ゲオルク・ヴィルヘルム・パプスト監督作。
エルンスト・ヨハンセンによる1929年発表の小説「四人の歩兵」を『三文オペラ』(1930)のゲオルク・ヴィルヘルム・パプストが映像化した戦争ドラマの名篇で、本作はパプスト初のトーキー映画となっています。
第一次世界大戦末期、1918年のフランスを舞台に、小さな村に駐屯するドイツ兵たちが辿る過酷な運命を描いた戦争ドラマで、アメリカのルイス・マイルストンによる同年の傑作『西部戦線異状なし』(1930)の陰に隠れた反戦映画です。
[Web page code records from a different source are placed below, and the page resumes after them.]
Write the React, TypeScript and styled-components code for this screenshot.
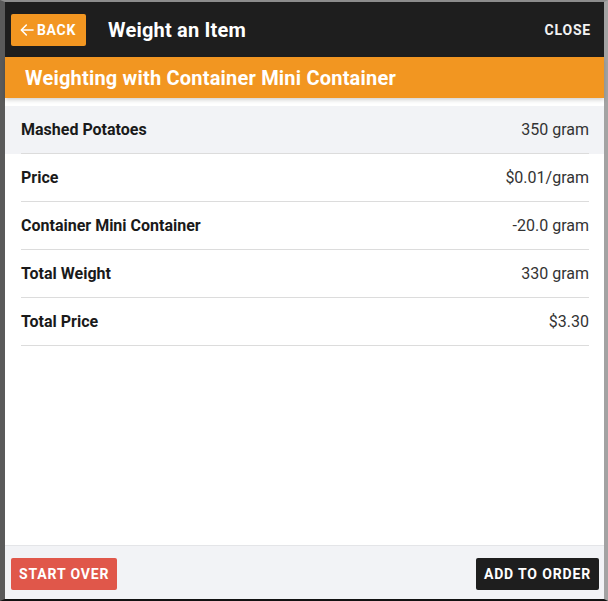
import React from 'react';
import styled, { createGlobalStyle } from 'styled-components';

const GlobalStyle = createGlobalStyle`
  *, *:before, *:after { box-sizing: border-box; }
  body, html { margin: 0; padding: 0; }
  body {
    font-family: Roboto, 'Liberation Sans', sans-serif;
    background: #5e5e5e;
  }
`;

const Backdrop = styled.div`
  width: 608px;
  height: 601px;
  border-top: 2px solid #8c8c8c;
  border-left: 5px solid #5a5a5a;
  border-right: 4px solid #a3a3a3;
  border-bottom: 2px solid #121212;
  display: flex;
`;

const Dialog = styled.div`
  flex: 1;
  display: flex;
  flex-direction: column;
  background: #ffffff;
`;

const Header = styled.div`
  height: 55px;
  flex-shrink: 0;
  background: #1e1e1e;
  display: flex;
  align-items: center;
  padding: 0 13px 0 6px;
  color: #fff;
`;

const BackButton = styled.button`
  width: 75px;
  height: 32px;
  border: none;
  border-radius: 2px;
  background: #f29621;
  color: #fff;
  display: flex;
  align-items: center;
  justify-content: center;
  gap: 2px;
  font-family: inherit;
  font-weight: 700;
  font-size: 14px;
  letter-spacing: 0.7px;
  padding: 0 4px 0 2px;
`;

const Title = styled.h1`
  margin: 0 0 0 22px;
  font-size: 20px;
  font-weight: 700;
  letter-spacing: 0.2px;
  flex: 1;
`;

const CloseButton = styled.button`
  border: none;
  background: none;
  color: #f2f2f2;
  padding: 0;
  font-family: inherit;
  font-weight: 700;
  font-size: 14px;
  letter-spacing: 0.8px;
`;

const Banner = styled.div`
  height: 41px;
  flex-shrink: 0;
  background: #f29621;
  color: #fff;
  display: flex;
  align-items: center;
  padding-left: 20px;
  font-size: 20px;
  font-weight: 700;
  letter-spacing: 0.2px;
  box-shadow: 0 2px 4px rgba(0, 0, 0, 0.18);
  position: relative;
`;

const List = styled.div`
  flex: 1;
  padding-top: 8px;
`;

const Row = styled.div<{ $active?: boolean }>`
  background: ${({ $active }) => ($active ? '#f2f3f6' : 'transparent')};
`;

const RowInner = styled.div`
  margin: 0 15px 0 16px;
  height: 48px;
  border-bottom: 1px solid #dcdcdc;
  display: flex;
  align-items: center;
  justify-content: space-between;
  font-size: 16px;
`;

const Label = styled.span`
  font-weight: 700;
  color: #1a1a1a;
`;

const Value = styled.span`
  color: #333;
`;

const Footer = styled.div`
  height: 54px;
  flex-shrink: 0;
  background: #f2f3f6;
  border-top: 1px solid #e4e5e8;
  display: flex;
  align-items: flex-start;
  justify-content: space-between;
  padding: 12px 5px 0 6px;
`;

const FooterButton = styled.button<{ $tone: 'danger' | 'dark' }>`
  height: 32px;
  border: none;
  border-radius: 2px;
  background: ${({ $tone }) => ($tone === 'danger' ? '#e0574a' : '#1e1e1e')};
  color: #fff;
  font-family: inherit;
  font-weight: 700;
  font-size: 14px;
  letter-spacing: 0.85px;
  padding: 0 8px;
`;

const rows = [
  { label: 'Mashed Potatoes', value: '350 gram' },
  { label: 'Price', value: '$0.01/gram' },
  { label: 'Container Mini Container', value: '-20.0 gram' },
  { label: 'Total Weight', value: '330 gram' },
  { label: 'Total Price', value: '$3.30' },
];

export default function App() {
  return (
    <Backdrop>
      <GlobalStyle />
      <Dialog>
        <Header>
          <BackButton>
            <svg width="16" height="16" viewBox="0 0 24 24" fill="none" stroke="#fff" strokeWidth="2.4" strokeLinecap="round" strokeLinejoin="round">
              <path d="M21 12H4" />
              <path d="M11 4.5L3.5 12l7.5 7.5" />
            </svg>
            BACK
          </BackButton>
          <Title>Weight an Item</Title>
          <CloseButton>CLOSE</CloseButton>
        </Header>
        <Banner>Weighting with Container Mini Container</Banner>
        <List>
          {rows.map((r, i) => (
            <Row key={r.label} $active={i === 0}>
              <RowInner>
                <Label>{r.label}</Label>
                <Value>{r.value}</Value>
              </RowInner>
            </Row>
          ))}
        </List>
        <Footer>
          <FooterButton $tone="danger">START OVER</FooterButton>
          <FooterButton $tone="dark">ADD TO ORDER</FooterButton>
        </Footer>
      </Dialog>
    </Backdrop>
  );
}
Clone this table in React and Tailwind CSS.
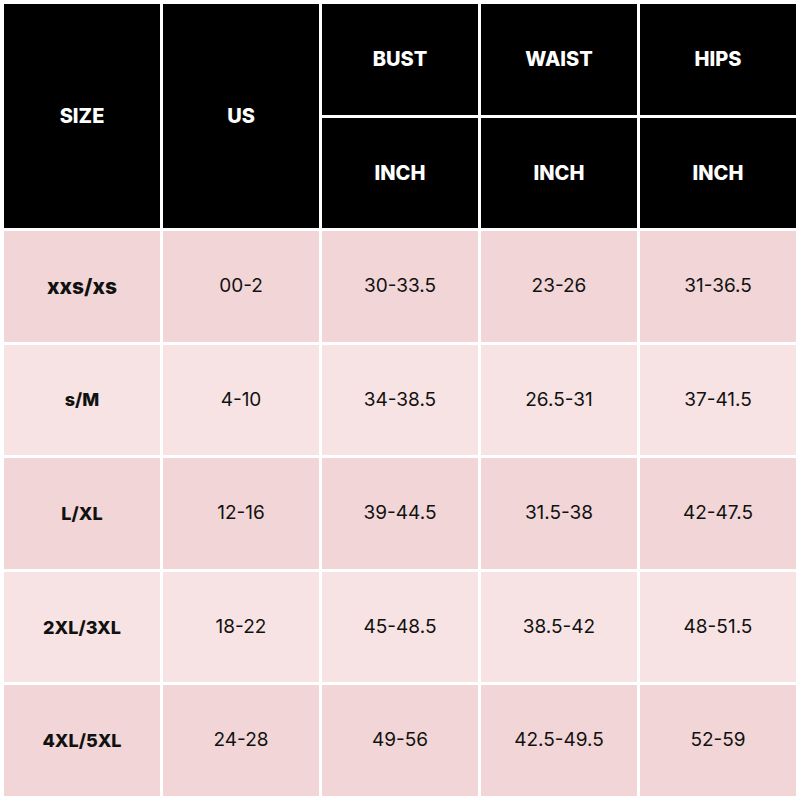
import React from "react";

const rows = [
  ["xxs/xs", "00-2", "30-33.5", "23-26", "31-36.5"],
  ["s/M", "4-10", "34-38.5", "26.5-31", "37-41.5"],
  ["L/XL", "12-16", "39-44.5", "31.5-38", "42-47.5"],
  ["2XL/3XL", "18-22", "45-48.5", "38.5-42", "48-51.5"],
  ["4XL/5XL", "24-28", "49-56", "42.5-49.5", "52-59"],
];

const head = "flex items-center justify-center bg-black text-white text-[20px] font-extrabold";

export default function App() {
  return (
    <div
      className="grid h-[800px] w-[800px] grid-cols-5 grid-rows-7 gap-[3px] bg-white p-[4px]"
      style={{ fontFamily: "Inter, 'Noto Sans', sans-serif" }}
    >
      <div className={`${head} row-span-2`}>SIZE</div>
      <div className={`${head} row-span-2`}>US</div>
      <div className={head}>BUST</div>
      <div className={head}>WAIST</div>
      <div className={head}>HIPS</div>
      <div className={head}>INCH</div>
      <div className={head}>INCH</div>
      <div className={head}>INCH</div>
      {rows.map((row, i) =>
        row.map((cell, j) => (
          <div
            key={`${i}-${j}`}
            className={`flex items-center justify-center text-[#111] ${i % 2 === 0 ? "bg-[#f2d6d7]" : "bg-[#f7e3e3]"} ${j === 0 ? (i === 0 ? "text-[21px] font-extrabold" : "text-[18px] font-extrabold") : "text-[19px]"}`}
          >
            {cell}
          </div>
        ))
      )}
    </div>
  );
}
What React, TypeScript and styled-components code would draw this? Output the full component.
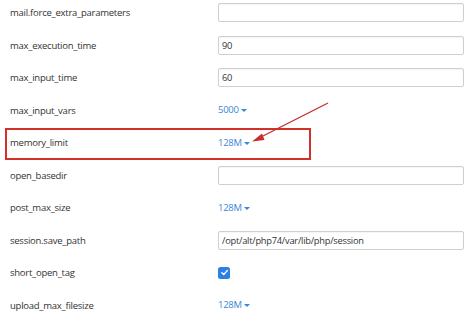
import React from "react";
import styled, { createGlobalStyle } from "styled-components";

const Global = createGlobalStyle`
  html, body { margin: 0; padding: 0; background: #fff; }
  body { font-family: "Open Sans", "Liberation Sans", sans-serif; overflow: hidden; }
`;

const Page = styled.div`
  position: relative;
  width: 474px;
  height: 312px;
  overflow: hidden;
`;

const List = styled.div`
  display: flex;
  flex-direction: column;
  margin-top: -3.5px;
`;

const Row = styled.div`
  position: relative;
  display: grid;
  grid-template-columns: 208px 246px;
  align-items: center;
  height: 32.5px;
  padding-left: 10px;
`;

const Label = styled.div`
  font-size: 9.5px;
  letter-spacing: -0.25px;
  color: #333;
  white-space: nowrap;
`;

const Cell = styled.div`
  display: flex;
  align-items: center;
`;

const TextInput = styled.div`
  box-sizing: border-box;
  flex: 1;
  height: 19px;
  border: 1px solid #cfcfcf;
  border-radius: 2px;
  padding: 0 3px;
  font-size: 9.3px;
  letter-spacing: -0.25px;
  line-height: 17px;
  color: #333;
  box-shadow: inset 0 1px 1px rgba(0,0,0,0.04);
`;

const Select = styled.div`
  display: inline-flex;
  align-items: center;
  gap: 2px;
  font-size: 9.5px;
  letter-spacing: -0.25px;
  line-height: 12px;
  color: #3a86d8;
`;

const Caret = styled.span`
  width: 0;
  height: 0;
  border-left: 3px solid transparent;
  border-right: 3px solid transparent;
  border-top: 3px solid #3a86d8;
  margin-top: 1px;
`;

const Check = styled.div`
  width: 12px;
  height: 12px;
  border-radius: 2.5px;
  background: #2d7fe6;
  display: flex;
  align-items: center;
  justify-content: center;
`;

const Highlight = styled.div`
  position: absolute;
  left: 5px;
  top: 1.5px;
  width: 306px;
  height: 32px;
  box-sizing: border-box;
  border: 2px solid #d3302c;
`;

const ArrowLayer = styled.svg`
  position: absolute;
  left: 0;
  top: 0;
  pointer-events: none;
`;

type Item =
  | { name: string; kind: "input"; value: string }
  | { name: string; kind: "select"; value: string; highlight?: boolean }
  | { name: string; kind: "check" };

const items: Item[] = [
  { name: "mail.force_extra_parameters", kind: "input", value: "" },
  { name: "max_execution_time", kind: "input", value: "90" },
  { name: "max_input_time", kind: "input", value: "60" },
  { name: "max_input_vars", kind: "select", value: "5000" },
  { name: "memory_limit", kind: "select", value: "128M", highlight: true },
  { name: "open_basedir", kind: "input", value: "" },
  { name: "post_max_size", kind: "select", value: "128M" },
  { name: "session.save_path", kind: "input", value: "/opt/alt/php74/var/lib/php/session" },
  { name: "short_open_tag", kind: "check" },
  { name: "upload_max_filesize", kind: "select", value: "128M" },
];

export default function App() {
  return (
    <>
      <Global />
      <Page>
        <List>
          {items.map((it) => (
            <Row key={it.name}>
              {it.kind === "select" && it.highlight && <Highlight />}
              <Label>{it.name}</Label>
              <Cell>
                {it.kind === "input" && <TextInput>{it.value}</TextInput>}
                {it.kind === "select" && (
                  <Select>
                    {it.value}
                    <Caret />
                  </Select>
                )}
                {it.kind === "check" && (
                  <Check>
                    <svg width="9" height="9" viewBox="0 0 10 10">
                      <path d="M2 5.2 L4.2 7.3 L8.2 2.8" fill="none" stroke="#fff" strokeWidth="1.5" strokeLinecap="round" strokeLinejoin="round" />
                    </svg>
                  </Check>
                )}
              </Cell>
            </Row>
          ))}
        </List>
        <ArrowLayer width="474" height="312" viewBox="0 0 474 312">
          <line x1="328" y1="103" x2="258" y2="138.5" stroke="#c7302c" strokeWidth="1.4" />
          <polygon points="252,141.5 262,133.5 264.5,140" fill="#c7302c" />
        </ArrowLayer>
      </Page>
    </>
  );
}
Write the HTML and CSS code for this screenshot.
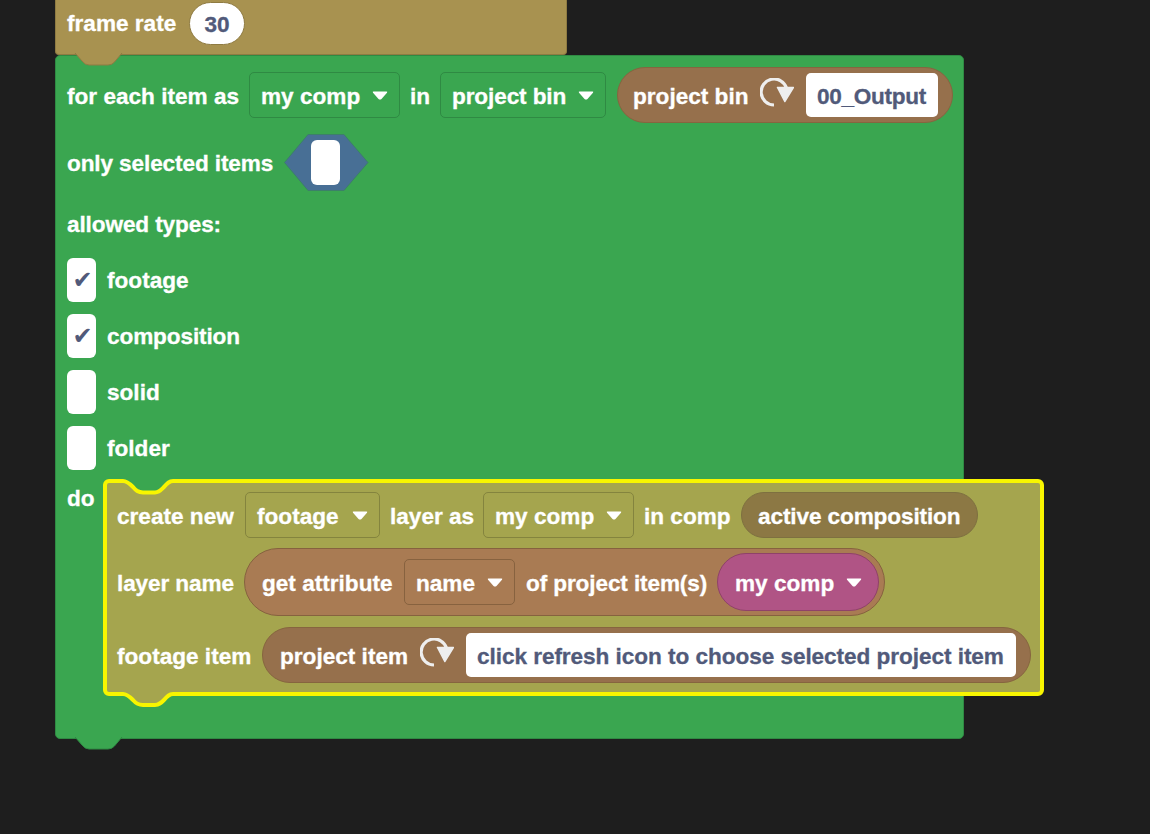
FILE: index.html
```html
<!DOCTYPE html>
<html lang="en">
<head>
<meta charset="utf-8">
<title>Blocks</title>
<link rel="stylesheet" href="styles.css">
</head>
<body>
<main class="stage">
  <section class="block frame-block">
    <span class="label l-frame">frame rate</span>
    <span class="num-field">30</span>
    <svg class="tab" viewBox="0 0 48 13"><path class="tab-gold" d="M0 0 L7 8 Q10 12 14 12 H33 Q37 12 39.500 9 L47 0 Z"/><path class="tab-gold-line" d="M0 0 L7 8 Q10 12 14 12 H33 Q37 12 39.500 9 L47 0"/></svg>
  </section>

  <section class="block loop-block">
    <div class="row row-first">
      <span class="label l-foreach">for each item as</span>
      <span class="dropdown green-dd w-mycomp">my comp<svg class="caret" viewBox="0 0 16 9"><path d="M1.500 0.500 H14.500 Q15.800 0.500 15 1.800 L9.500 8 Q8 9 6.500 8 L1 1.800 Q0.200 0.500 1.500 0.500 Z"/></svg></span>
      <span class="label l-in">in</span>
      <span class="dropdown green-dd w-bin tight">project bin<svg class="caret" viewBox="0 0 16 9"><path d="M1.500 0.500 H14.500 Q15.800 0.500 15 1.800 L9.500 8 Q8 9 6.500 8 L1 1.800 Q0.200 0.500 1.500 0.500 Z"/></svg></span>
      <span class="pill brown-pill bin-pill">
        <span class="label l-bin">project bin</span>
        <svg class="refresh" viewBox="0 0 34 30"><path class="refresh-arc" d="M14 27 A13 13 0 1 1 26.500 10"/><path class="refresh-head" d="M17.500 9.500 H33.500 L24.800 23.500 Z"/></svg>
        <span class="text-field bin-field">00_Output</span>
      </span>
    </div>
    <div class="row row-toggle">
      <span class="label l-only tight">only selected items</span>
      <svg class="toggle" viewBox="0 0 85 58"><polygon class="toggle-hex" points="0.500,28.500 24,0.500 60,0.500 84,28.500 60,56.500 24,56.500"/><rect class="toggle-knob" x="27" y="6" width="29" height="45" rx="6"/></svg>
    </div>
    <div class="row row-heading"><span class="label tight">allowed types:</span></div>
    <div class="row check-row"><span class="checkbox">✔</span><span class="label">footage</span></div>
    <div class="row check-row"><span class="checkbox">✔</span><span class="label tight">composition</span></div>
    <div class="row check-row"><span class="checkbox"></span><span class="label">solid</span></div>
    <div class="row check-row"><span class="checkbox"></span><span class="label">folder</span></div>
    <div class="do-row">
      <span class="label do-label">do</span>
      <div class="block selected-block">
        <svg class="slot" viewBox="0 0 50 15"><path class="slot-fill" d="M0 2 C4 2 7 5 10 8 C13 11.500 15 13.500 20 13.500 H32 C36 13.500 38 11 41 8 C44 4.500 46 2 50 2 V-0.500 H0 Z"/><path class="slot-line" d="M-1 2 H0 C4 2 7 5 10 8 C13 11.500 15 13.500 20 13.500 H32 C36 13.500 38 11 41 8 C44 4.500 46 2 50 2 H51"/></svg>
        <div class="row inner-first">
          <span class="label l-create">create new</span>
          <span class="dropdown olive-dd w-footage">footage<svg class="caret" viewBox="0 0 16 9"><path d="M1.500 0.500 H14.500 Q15.800 0.500 15 1.800 L9.500 8 Q8 9 6.500 8 L1 1.800 Q0.200 0.500 1.500 0.500 Z"/></svg></span>
          <span class="label l-layeras">layer as</span>
          <span class="dropdown olive-dd w-mycomp">my comp<svg class="caret" viewBox="0 0 16 9"><path d="M1.500 0.500 H14.500 Q15.800 0.500 15 1.800 L9.500 8 Q8 9 6.500 8 L1 1.800 Q0.200 0.500 1.500 0.500 Z"/></svg></span>
          <span class="label l-incomp">in comp</span>
          <span class="pill active-pill"><span class="label tight">active composition</span></span>
        </div>
        <div class="row inner-second">
          <span class="label l-layername tight">layer name</span>
          <span class="pill attr-pill">
            <span class="label l-attr">get attribute</span>
            <span class="dropdown attr-dd">name<svg class="caret" viewBox="0 0 16 9"><path d="M1.500 0.500 H14.500 Q15.800 0.500 15 1.800 L9.500 8 Q8 9 6.500 8 L1 1.800 Q0.200 0.500 1.500 0.500 Z"/></svg></span>
            <span class="label l-of tight">of project item(s)</span>
            <span class="pill pink-pill">my comp<svg class="caret" viewBox="0 0 16 9"><path d="M1.500 0.500 H14.500 Q15.800 0.500 15 1.800 L9.500 8 Q8 9 6.500 8 L1 1.800 Q0.200 0.500 1.500 0.500 Z"/></svg></span>
          </span>
        </div>
        <div class="row inner-third">
          <span class="label l-footageitem">footage item</span>
          <span class="pill brown-pill item-pill">
            <span class="label l-item">project item</span>
            <svg class="refresh" viewBox="0 0 34 30"><path class="refresh-arc" d="M14 27 A13 13 0 1 1 26.500 10"/><path class="refresh-head" d="M17.500 9.500 H33.500 L24.800 23.500 Z"/></svg>
            <span class="text-field wide-field">click refresh icon to choose selected project item</span>
          </span>
        </div>
        <svg class="tab tab-selected" viewBox="0 0 50 15"><path class="tab-olive" d="M0 2 C4 2 7 5 10 8 C13 11.500 15 13 20 13 H32 C36 13 38 11 41 8 C44 4.500 46 2 50 2 V-0.500 H0 Z"/><path class="slot-line" d="M-1 2 H0 C4 2 7 5 10 8 C13 11.500 15 13 20 13 H32 C36 13 38 11 41 8 C44 4.500 46 2 50 2 H51"/></svg>
      </div>
    </div>
    <svg class="tab" viewBox="0 0 48 13"><path class="tab-green" d="M0 0 L7 8 Q10 12 14 12 H33 Q37 12 39.500 9 L47 0 Z"/><path class="tab-green-line" d="M0 0 L7 8 Q10 12 14 12 H33 Q37 12 39.500 9 L47 0"/></svg>
  </section>
</main>
</body>
</html>
```
FILE: styles.css
```css
* { box-sizing: border-box; }
html, body { margin: 0; padding: 0; height: 100%; background: #1e1e1e; overflow: hidden; }
body {
  font-family: "Liberation Sans", Arial, sans-serif; font-weight: 700; font-size: 22.6px; color: #fff;
  -webkit-text-stroke: 0.3px currentColor;
}

.stage { display: flex; flex-direction: column; align-items: flex-start; padding-left: 55px; }
.label { white-space: nowrap; line-height: 26px; padding-top: 3px; flex: none; }
.tight { letter-spacing: -0.12px; }

.l-frame { width: 111px; margin-top: 6px; }
.l-foreach { width: 172px; }
.l-in { width: 20px; }
.l-bin { width: 115px; }
.l-only { width: 207px; }
.l-create { width: 118px; }
.l-layeras { width: 83px; }
.l-incomp { width: 87px; }
.l-layername { width: 117px; }
.l-attr { width: 131px; }
.l-of { width: 181px; }
.l-footageitem { width: 135px; }
.l-item { width: 128px; }

.block { position: relative; flex: none; }

.frame-block {
  z-index: 1; width: 512px; height: 55px; display: flex; align-items: flex-start; gap: 11px;
  padding: 2px 0 0 11px; background: #a89250; border: 1px solid #8f7b42; border-top: 0; border-radius: 0 0 4px 4px;
}
.num-field {
  width: 56px; height: 43px; padding-top: 3px; border-radius: 22px; background: #fff; color: #515a7a;
  border: 1px solid #8f7b42; display: flex; align-items: center; justify-content: center;
}
.tab { position: absolute; left: 19px; top: 100%; width: 48px; height: 13px; overflow: visible; margin-top: -1px; display: block; }
.tab-gold { fill: #a89250; }
.tab-gold-line { fill: none; stroke: #8f7b42; stroke-width: 1; }
.tab-green { fill: #3aa650; }
.tab-green-line { fill: none; stroke: #2f8a43; stroke-width: 1; }

.loop-block {
  width: 909px; height: 684px; padding: 11px 0 0 11px; background: #3aa650;
  border: 1px solid #2f8a43; border-radius: 5px; display: flex; flex-direction: column;
}
.row { display: flex; align-items: center; gap: 10px; flex: none; }
.row-first { height: 56px; }
.row-toggle { height: 58px; margin-top: 10px; gap: 11px; }
.row-heading { height: 46px; margin-top: 10px; }
.check-row { height: 44px; margin-top: 12px; gap: 11px; }
.row-heading + .check-row { margin-top: 11px; }
.row-heading .label, .check-row .label { padding-top: 1px; }

.dropdown {
  height: 46px; display: inline-flex; align-items: center; padding: 3px 11px 0;
  border-radius: 5px; white-space: pre; line-height: 26px; flex: none;
}
.w-mycomp { width: 151px; }
.w-bin { width: 166px; }
.w-footage { width: 135px; }
.green-dd { border: 1px solid #2f8a43; }
.olive-dd { border: 1px solid #84843e; }
.attr-dd { width: 111px; border: 1px solid #87623f; }
.caret { width: 16px; height: 9px; fill: #fff; flex: none; margin: -3px 0 0 auto; }

.pill { display: inline-flex; align-items: center; flex: none; white-space: pre; }
.brown-pill { height: 56px; border-radius: 28px; background: #96704c; border: 1px solid #86653f; }
.bin-pill { width: 336px; margin-left: 1px; padding-left: 15px; }
.item-pill { width: 769px; padding-left: 17px; }
.refresh { width: 34px; height: 30px; flex: none; margin: -4px 12px 0; }
.refresh-arc { fill: none; stroke: #eee; stroke-width: 3.200; }
.refresh-head { fill: #eee; stroke: #eee; stroke-width: 1.500; stroke-linejoin: round; }
.text-field {
  height: 44px; padding: 3px 11px 0; display: flex; align-items: center; background: #fff;
  color: #515a7a; border-radius: 5px; flex: none; line-height: 26px;
}
.bin-field { width: 132px; letter-spacing: -0.3px; }
.wide-field { width: 550px; white-space: nowrap; letter-spacing: -0.06px; }

.toggle { width: 85px; height: 58px; flex: none; margin-top: 2px; margin-left: -1px; }
.toggle-hex { fill: #486f95; stroke: #3c8069; stroke-width: 1; }
.toggle-knob { fill: #fff; }

.checkbox {
  width: 29px; height: 44px; flex: none; display: flex; align-items: center; justify-content: center;
  padding-left: 2px; background: #fff; color: #515a7a; border-radius: 6px;
  font-family: "DejaVu Sans", sans-serif; font-size: 24px; -webkit-text-stroke: 0;
}

.do-row { display: flex; align-items: flex-start; gap: 8px; margin-top: 9px; }
.do-label { width: 28px; margin-top: 4px; }
.selected-block {
  width: 941px; height: 217px; padding: 9px 0 0 10px; background: #a5a54e;
  border: 4px solid #f8f500; border-radius: 6px; display: flex; flex-direction: column;
}
.slot { position: absolute; left: 16px; top: -4px; width: 50px; height: 15px; overflow: visible; display: block; }
.slot-fill { fill: #3aa650; }
.slot-line { fill: none; stroke: #f8f500; stroke-width: 4; }
.tab-selected { left: 16px; top: 100%; width: 50px; height: 15px; margin-top: 0; }
.tab-olive { fill: #a5a54e; }

.inner-first { height: 46px; }
.inner-second { height: 68px; margin-top: 10px; }
.inner-third { height: 56px; margin-top: 11px; }

.active-pill { height: 46px; width: 237px; padding-left: 16px; border-radius: 23px; background: #8c7844; border: 1px solid #7e7040; }
.attr-pill { height: 68px; width: 641px; padding: 0 5px 0 17px; gap: 10px; border-radius: 34px; background: #a97b53; border: 1px solid #86623f; }
.attr-pill .attr-dd { margin: 0 1px; }
.pink-pill { height: 58px; width: 162px; padding: 3px 16px 0 17px; border-radius: 29px; background: #b05485; border: 1px solid #8f4269; }
```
一次大戦を象徴する悲惨な塹壕戦の戦場シークエンスのみならず、母国ドイツの物資・食糧不足や、夫の不在による寂しさから肉屋の男と浮気する妻の不貞等、戦争がもたらす戦場以外での負の影響をも描き込んでいます。人と人が殺し合い、人々の絆を引き裂く戦争という絶対悪を、フランス西部戦線の塹壕地帯で膠着を余儀なくされたドイツ兵たちの視点で生々しく浮かび上がらせた、敗戦国ドイツが生んだ反戦映画の名篇であります。